Front-end source files
_ _ _ _

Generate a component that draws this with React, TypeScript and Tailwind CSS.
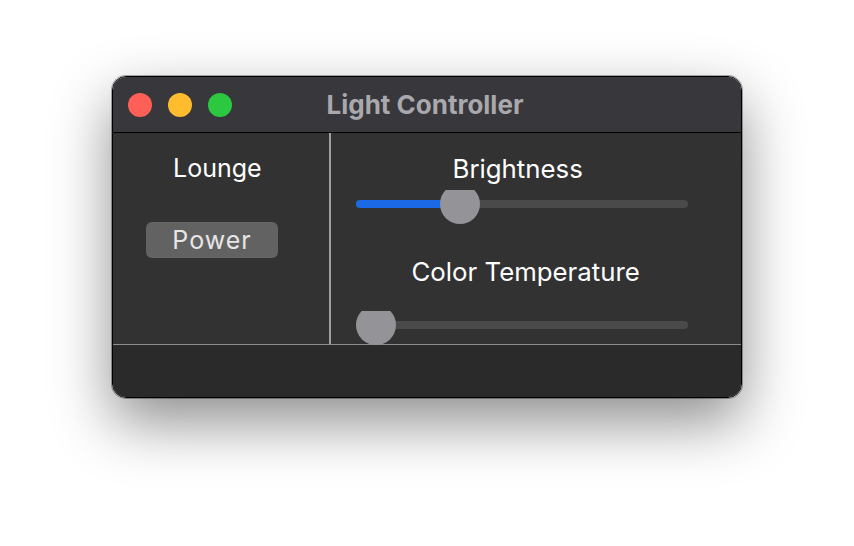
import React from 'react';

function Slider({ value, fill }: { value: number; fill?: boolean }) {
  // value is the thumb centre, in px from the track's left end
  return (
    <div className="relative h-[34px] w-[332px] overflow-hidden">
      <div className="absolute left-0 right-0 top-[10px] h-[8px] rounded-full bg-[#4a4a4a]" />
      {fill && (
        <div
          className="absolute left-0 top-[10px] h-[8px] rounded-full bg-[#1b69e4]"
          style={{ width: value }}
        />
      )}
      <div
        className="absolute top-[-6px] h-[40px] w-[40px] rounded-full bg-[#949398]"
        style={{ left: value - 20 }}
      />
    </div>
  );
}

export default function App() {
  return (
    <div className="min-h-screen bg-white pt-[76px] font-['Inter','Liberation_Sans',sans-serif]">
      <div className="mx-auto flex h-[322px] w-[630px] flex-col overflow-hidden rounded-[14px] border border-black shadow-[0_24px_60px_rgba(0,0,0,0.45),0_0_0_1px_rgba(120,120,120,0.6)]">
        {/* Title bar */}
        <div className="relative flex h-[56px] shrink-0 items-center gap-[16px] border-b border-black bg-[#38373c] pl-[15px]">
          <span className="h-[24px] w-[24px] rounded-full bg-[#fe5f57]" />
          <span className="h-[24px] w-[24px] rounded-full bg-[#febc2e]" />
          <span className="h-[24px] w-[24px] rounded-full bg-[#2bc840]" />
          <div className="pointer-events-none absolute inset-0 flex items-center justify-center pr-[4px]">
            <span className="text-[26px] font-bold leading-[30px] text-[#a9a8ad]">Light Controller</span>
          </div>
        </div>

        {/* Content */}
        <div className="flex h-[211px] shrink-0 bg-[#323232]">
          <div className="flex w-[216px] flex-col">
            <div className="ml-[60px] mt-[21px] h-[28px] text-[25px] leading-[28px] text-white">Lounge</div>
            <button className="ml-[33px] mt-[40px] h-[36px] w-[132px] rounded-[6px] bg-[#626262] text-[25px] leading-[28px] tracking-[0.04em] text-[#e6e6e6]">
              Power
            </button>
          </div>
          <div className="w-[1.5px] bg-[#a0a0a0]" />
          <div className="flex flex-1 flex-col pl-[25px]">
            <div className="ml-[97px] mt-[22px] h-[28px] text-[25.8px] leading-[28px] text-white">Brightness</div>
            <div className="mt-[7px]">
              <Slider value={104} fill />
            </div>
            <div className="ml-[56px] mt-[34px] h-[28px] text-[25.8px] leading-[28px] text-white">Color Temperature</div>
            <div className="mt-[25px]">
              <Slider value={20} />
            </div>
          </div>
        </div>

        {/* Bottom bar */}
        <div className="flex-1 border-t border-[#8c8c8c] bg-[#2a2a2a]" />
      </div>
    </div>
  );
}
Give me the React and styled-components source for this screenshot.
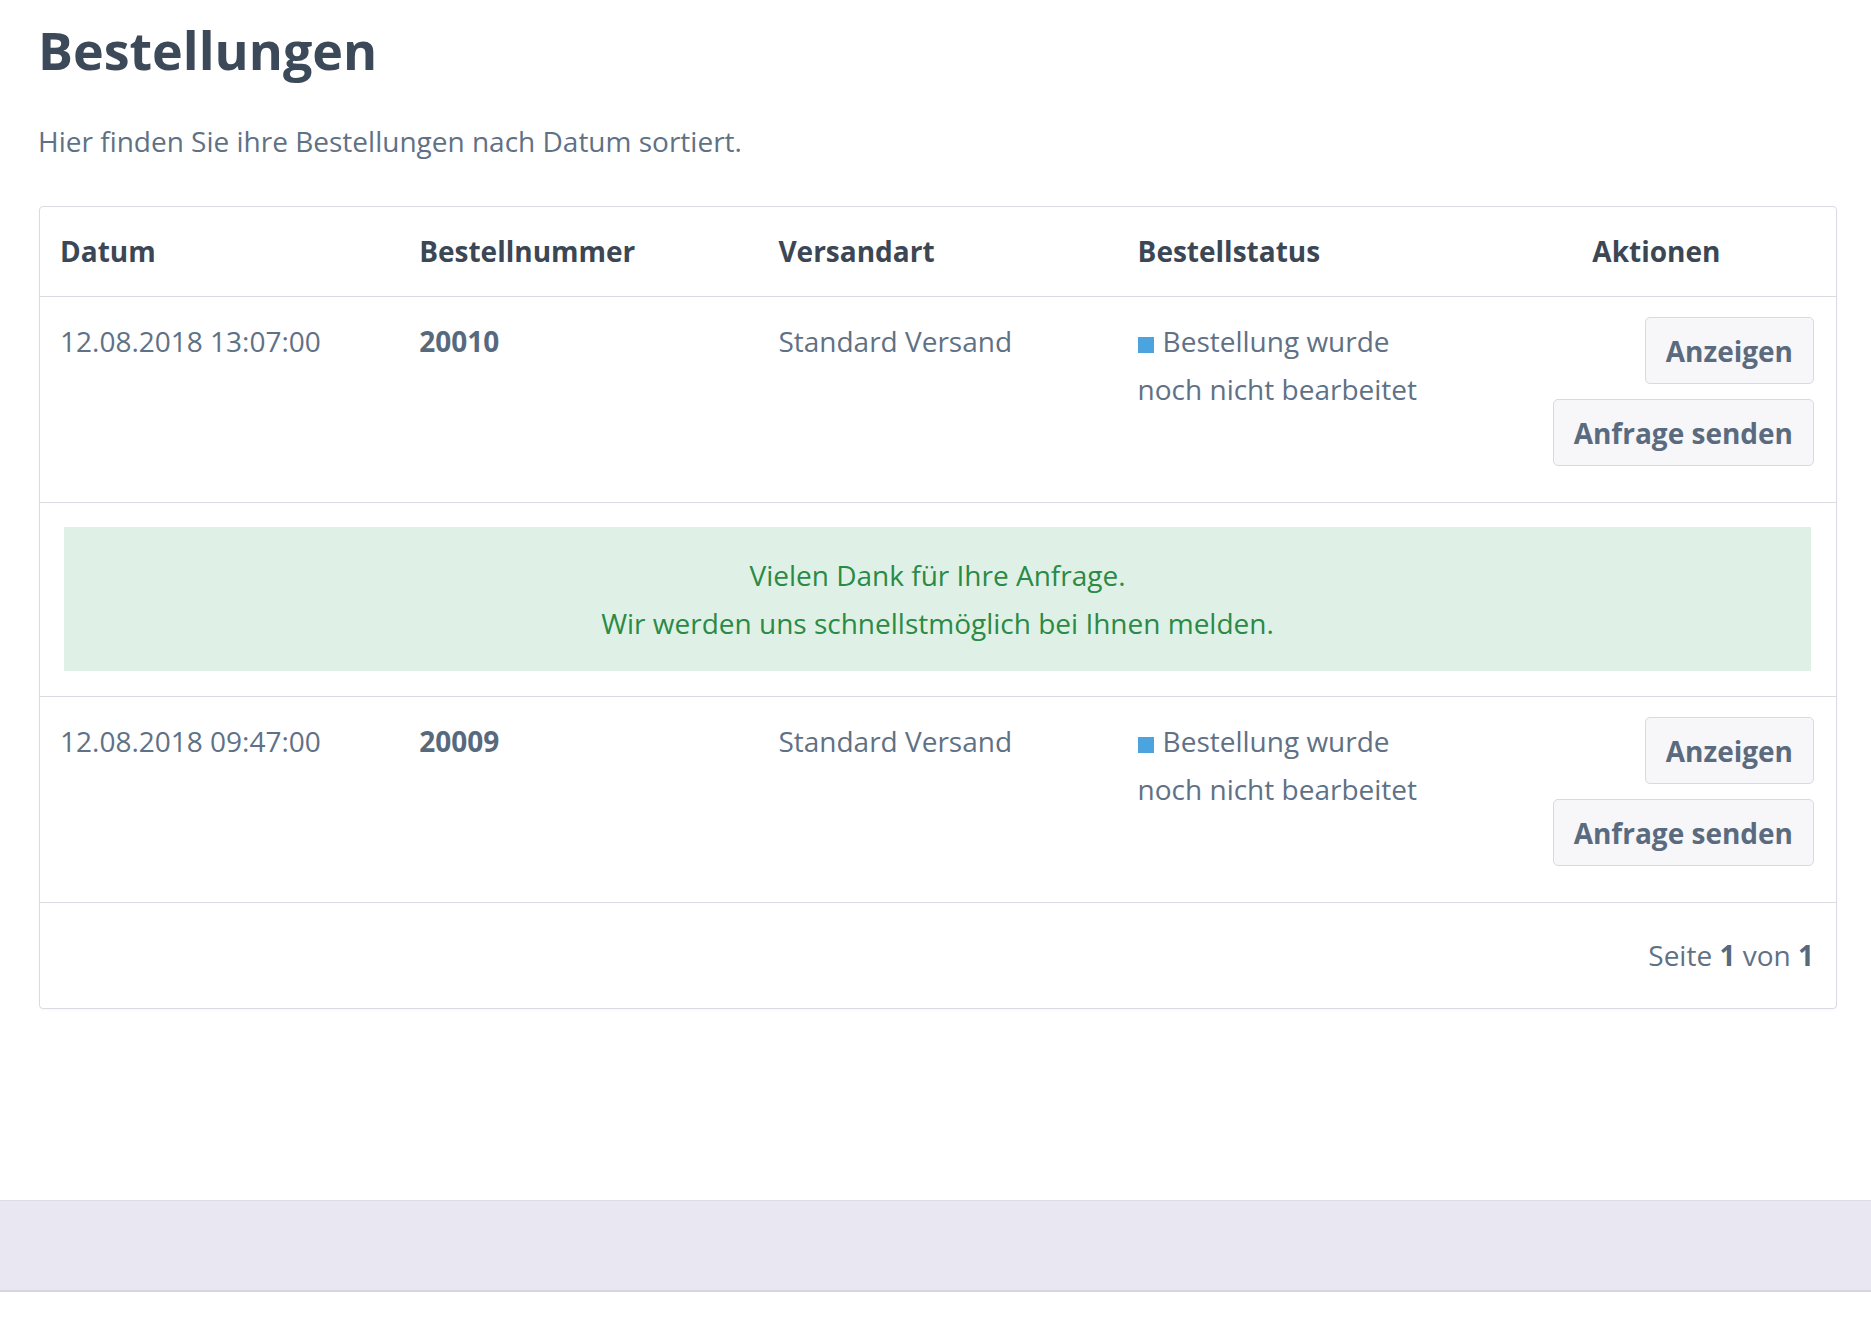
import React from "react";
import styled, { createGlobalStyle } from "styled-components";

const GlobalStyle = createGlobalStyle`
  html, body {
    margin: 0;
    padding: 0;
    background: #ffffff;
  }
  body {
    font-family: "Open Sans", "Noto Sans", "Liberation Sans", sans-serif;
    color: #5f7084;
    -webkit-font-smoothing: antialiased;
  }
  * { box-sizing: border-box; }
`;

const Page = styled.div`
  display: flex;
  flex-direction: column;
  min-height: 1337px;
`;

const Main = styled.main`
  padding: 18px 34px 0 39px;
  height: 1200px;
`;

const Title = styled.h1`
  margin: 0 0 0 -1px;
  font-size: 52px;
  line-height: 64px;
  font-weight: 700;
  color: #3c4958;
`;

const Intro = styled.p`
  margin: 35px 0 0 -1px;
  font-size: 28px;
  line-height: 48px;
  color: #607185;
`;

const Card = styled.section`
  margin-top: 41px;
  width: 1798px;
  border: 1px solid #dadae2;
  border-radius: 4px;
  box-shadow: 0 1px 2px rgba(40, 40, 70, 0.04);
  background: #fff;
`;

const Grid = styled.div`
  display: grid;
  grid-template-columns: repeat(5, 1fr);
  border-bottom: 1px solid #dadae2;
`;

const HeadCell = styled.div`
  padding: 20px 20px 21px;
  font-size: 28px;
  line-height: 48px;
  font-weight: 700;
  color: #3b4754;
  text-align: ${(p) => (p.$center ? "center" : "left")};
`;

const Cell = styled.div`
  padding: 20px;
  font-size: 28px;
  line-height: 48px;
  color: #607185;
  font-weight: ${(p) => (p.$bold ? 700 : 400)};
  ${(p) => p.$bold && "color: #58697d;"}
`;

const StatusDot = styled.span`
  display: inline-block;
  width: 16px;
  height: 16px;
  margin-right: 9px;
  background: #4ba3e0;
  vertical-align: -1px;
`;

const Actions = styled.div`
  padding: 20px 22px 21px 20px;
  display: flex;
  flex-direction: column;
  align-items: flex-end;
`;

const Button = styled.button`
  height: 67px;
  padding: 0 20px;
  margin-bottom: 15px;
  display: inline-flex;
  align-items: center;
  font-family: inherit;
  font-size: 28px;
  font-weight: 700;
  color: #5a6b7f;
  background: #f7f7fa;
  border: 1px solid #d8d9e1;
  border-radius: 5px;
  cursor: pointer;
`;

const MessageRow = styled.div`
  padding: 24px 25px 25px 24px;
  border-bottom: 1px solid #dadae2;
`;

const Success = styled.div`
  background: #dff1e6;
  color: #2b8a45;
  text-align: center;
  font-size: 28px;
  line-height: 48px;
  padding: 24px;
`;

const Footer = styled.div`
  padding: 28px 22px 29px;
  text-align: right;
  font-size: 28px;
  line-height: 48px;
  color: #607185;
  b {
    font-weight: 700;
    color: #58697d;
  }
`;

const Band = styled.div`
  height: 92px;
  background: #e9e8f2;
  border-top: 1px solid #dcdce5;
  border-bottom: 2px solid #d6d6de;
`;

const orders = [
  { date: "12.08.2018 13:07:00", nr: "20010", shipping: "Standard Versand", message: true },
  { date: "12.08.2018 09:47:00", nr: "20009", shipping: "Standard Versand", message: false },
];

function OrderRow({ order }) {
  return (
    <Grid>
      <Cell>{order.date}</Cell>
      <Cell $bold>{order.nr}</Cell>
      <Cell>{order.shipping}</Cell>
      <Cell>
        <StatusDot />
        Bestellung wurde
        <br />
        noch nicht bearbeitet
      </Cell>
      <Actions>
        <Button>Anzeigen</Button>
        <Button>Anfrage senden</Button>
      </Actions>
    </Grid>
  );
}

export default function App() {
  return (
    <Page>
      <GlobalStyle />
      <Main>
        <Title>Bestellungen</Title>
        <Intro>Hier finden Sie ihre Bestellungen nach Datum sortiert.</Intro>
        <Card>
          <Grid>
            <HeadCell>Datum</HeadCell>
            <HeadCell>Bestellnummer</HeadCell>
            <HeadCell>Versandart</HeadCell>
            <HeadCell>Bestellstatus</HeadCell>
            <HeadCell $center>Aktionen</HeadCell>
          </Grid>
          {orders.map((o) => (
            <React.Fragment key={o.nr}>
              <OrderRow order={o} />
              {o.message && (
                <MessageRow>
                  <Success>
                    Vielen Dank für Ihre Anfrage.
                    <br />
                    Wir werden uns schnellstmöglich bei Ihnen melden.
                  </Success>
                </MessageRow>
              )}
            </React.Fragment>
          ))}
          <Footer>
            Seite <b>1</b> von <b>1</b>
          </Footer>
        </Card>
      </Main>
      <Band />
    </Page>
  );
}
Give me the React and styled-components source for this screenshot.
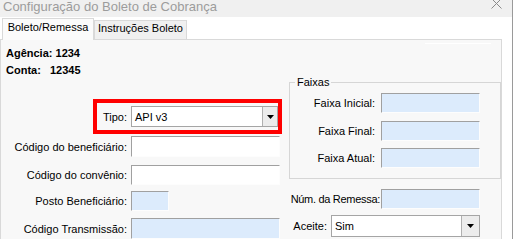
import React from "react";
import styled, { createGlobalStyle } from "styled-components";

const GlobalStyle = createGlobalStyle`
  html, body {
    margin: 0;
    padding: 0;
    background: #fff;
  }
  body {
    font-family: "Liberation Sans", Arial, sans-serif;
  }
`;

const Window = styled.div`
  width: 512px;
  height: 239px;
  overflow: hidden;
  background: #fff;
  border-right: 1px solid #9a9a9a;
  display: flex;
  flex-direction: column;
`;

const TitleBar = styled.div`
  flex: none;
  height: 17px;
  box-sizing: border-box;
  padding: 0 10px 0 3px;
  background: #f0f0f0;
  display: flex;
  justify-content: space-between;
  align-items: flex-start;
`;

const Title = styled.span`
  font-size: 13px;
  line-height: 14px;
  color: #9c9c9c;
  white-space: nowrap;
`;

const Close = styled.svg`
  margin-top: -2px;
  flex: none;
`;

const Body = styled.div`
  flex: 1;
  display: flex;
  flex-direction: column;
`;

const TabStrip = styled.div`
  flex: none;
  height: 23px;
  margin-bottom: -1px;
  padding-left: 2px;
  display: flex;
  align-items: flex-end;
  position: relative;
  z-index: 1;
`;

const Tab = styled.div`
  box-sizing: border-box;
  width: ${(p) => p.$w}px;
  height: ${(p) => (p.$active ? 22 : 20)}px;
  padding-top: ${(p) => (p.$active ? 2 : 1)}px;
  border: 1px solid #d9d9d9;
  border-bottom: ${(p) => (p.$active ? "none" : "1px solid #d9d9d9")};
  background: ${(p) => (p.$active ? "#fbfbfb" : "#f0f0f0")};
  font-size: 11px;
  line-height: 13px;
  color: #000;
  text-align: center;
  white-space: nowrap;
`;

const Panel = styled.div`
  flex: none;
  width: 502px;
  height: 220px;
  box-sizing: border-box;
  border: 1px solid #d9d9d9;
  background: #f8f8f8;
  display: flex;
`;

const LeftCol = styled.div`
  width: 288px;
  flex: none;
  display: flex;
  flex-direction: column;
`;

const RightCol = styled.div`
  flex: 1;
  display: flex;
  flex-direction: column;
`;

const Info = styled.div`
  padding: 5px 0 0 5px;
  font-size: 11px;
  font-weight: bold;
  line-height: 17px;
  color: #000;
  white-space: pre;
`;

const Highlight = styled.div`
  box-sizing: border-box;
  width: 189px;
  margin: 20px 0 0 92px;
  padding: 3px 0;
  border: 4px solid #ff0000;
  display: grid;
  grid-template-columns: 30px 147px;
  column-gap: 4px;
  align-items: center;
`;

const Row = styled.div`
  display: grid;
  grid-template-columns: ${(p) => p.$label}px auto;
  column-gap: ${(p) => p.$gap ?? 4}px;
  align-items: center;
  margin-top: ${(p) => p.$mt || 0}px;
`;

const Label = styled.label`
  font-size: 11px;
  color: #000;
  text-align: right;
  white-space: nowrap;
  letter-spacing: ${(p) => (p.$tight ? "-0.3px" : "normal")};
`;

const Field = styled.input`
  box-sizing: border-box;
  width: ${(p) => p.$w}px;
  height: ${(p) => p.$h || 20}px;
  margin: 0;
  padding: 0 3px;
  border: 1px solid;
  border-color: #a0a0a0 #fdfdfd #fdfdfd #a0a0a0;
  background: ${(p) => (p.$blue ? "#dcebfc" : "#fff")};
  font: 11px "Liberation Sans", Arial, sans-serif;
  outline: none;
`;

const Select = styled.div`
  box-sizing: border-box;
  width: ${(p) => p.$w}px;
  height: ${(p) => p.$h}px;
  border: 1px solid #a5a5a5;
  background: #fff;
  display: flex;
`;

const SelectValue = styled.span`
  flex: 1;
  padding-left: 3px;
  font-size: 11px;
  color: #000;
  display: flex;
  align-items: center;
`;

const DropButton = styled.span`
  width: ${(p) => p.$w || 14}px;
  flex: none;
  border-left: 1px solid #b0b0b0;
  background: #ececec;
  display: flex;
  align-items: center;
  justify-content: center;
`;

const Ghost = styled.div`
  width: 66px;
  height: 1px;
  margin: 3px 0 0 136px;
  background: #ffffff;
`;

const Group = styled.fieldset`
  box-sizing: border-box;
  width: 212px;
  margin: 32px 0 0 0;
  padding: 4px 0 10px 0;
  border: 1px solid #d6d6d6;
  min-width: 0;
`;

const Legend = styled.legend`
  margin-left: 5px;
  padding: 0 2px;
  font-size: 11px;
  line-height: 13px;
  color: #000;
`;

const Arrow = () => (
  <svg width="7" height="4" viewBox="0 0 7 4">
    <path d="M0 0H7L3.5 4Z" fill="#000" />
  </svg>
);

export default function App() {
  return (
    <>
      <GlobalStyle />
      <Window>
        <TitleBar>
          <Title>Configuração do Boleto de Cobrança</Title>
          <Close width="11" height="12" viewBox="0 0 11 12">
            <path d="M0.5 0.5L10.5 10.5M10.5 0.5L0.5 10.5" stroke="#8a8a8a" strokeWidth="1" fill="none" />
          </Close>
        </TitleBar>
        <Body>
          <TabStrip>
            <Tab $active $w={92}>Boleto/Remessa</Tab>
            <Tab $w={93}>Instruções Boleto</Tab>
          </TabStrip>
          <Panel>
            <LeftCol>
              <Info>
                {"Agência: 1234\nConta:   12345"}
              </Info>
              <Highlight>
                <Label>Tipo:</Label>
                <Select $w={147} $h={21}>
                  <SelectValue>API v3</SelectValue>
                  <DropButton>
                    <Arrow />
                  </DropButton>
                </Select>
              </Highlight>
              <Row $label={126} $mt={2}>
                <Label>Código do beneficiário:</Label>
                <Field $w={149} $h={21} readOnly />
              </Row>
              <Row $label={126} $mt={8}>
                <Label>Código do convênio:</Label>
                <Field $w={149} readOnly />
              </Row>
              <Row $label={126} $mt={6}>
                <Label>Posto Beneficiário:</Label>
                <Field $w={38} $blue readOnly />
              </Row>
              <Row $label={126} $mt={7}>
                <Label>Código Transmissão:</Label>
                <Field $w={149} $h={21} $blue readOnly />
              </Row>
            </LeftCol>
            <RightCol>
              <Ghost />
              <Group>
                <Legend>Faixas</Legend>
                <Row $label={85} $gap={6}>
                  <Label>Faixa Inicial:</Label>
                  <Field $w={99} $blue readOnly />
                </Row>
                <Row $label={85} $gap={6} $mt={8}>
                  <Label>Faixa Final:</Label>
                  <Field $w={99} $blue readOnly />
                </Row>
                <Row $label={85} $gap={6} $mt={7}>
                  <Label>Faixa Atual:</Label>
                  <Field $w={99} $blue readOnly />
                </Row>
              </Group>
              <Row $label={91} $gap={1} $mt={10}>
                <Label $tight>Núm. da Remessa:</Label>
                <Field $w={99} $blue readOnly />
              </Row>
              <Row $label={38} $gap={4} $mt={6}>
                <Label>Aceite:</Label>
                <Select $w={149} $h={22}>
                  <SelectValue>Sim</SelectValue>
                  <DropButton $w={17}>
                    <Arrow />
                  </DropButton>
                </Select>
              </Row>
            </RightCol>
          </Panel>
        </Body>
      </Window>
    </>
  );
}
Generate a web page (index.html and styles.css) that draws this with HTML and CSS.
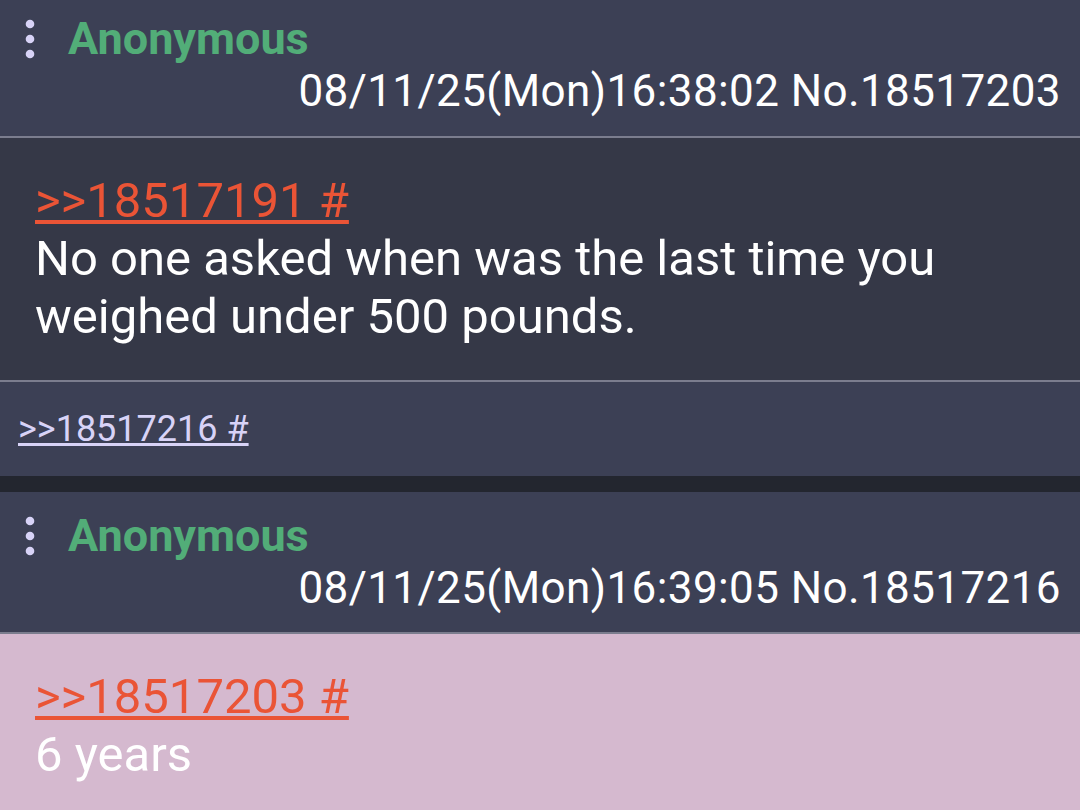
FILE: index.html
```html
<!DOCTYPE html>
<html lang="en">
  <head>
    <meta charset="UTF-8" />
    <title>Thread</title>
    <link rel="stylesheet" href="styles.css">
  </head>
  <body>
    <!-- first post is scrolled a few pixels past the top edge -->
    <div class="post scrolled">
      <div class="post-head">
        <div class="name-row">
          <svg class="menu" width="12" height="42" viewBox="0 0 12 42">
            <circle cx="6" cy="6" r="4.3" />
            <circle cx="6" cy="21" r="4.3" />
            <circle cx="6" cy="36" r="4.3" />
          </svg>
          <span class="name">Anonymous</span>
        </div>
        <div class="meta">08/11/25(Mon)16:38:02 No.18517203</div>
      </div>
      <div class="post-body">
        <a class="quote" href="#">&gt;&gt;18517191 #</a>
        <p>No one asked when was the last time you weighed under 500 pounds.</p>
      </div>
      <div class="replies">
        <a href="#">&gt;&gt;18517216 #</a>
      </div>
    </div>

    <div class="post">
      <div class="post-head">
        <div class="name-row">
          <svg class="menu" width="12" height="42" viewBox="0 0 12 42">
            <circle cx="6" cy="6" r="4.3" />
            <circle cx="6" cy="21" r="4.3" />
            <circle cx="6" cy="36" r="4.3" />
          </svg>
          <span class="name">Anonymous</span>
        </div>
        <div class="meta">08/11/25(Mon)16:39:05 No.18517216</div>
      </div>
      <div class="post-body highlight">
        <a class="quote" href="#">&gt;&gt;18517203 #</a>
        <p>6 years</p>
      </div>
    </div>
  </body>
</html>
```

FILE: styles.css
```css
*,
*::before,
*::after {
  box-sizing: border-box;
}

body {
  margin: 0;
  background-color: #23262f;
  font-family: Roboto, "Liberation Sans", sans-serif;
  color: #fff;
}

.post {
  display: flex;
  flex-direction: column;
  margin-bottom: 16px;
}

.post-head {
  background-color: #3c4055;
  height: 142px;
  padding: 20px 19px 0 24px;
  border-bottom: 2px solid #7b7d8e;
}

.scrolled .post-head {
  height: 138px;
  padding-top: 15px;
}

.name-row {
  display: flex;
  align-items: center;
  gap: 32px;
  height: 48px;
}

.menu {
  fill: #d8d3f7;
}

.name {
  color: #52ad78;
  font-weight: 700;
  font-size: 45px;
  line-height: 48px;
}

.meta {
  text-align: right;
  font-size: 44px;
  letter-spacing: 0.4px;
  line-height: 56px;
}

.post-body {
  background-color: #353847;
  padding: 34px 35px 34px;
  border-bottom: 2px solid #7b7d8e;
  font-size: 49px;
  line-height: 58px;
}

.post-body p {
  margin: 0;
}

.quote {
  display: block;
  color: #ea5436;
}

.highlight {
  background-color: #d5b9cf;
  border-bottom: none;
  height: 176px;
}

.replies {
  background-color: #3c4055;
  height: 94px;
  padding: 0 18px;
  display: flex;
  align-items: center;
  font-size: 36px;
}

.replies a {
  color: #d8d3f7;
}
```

_ _ _ _

What to work on
Write out nothing but the lines from the start of the data through the line with "import React from 'react';". Leave out the pictures.

Worked answer
Generate a component that draws this with React, TypeScript and Tailwind CSS.
import React from 'react';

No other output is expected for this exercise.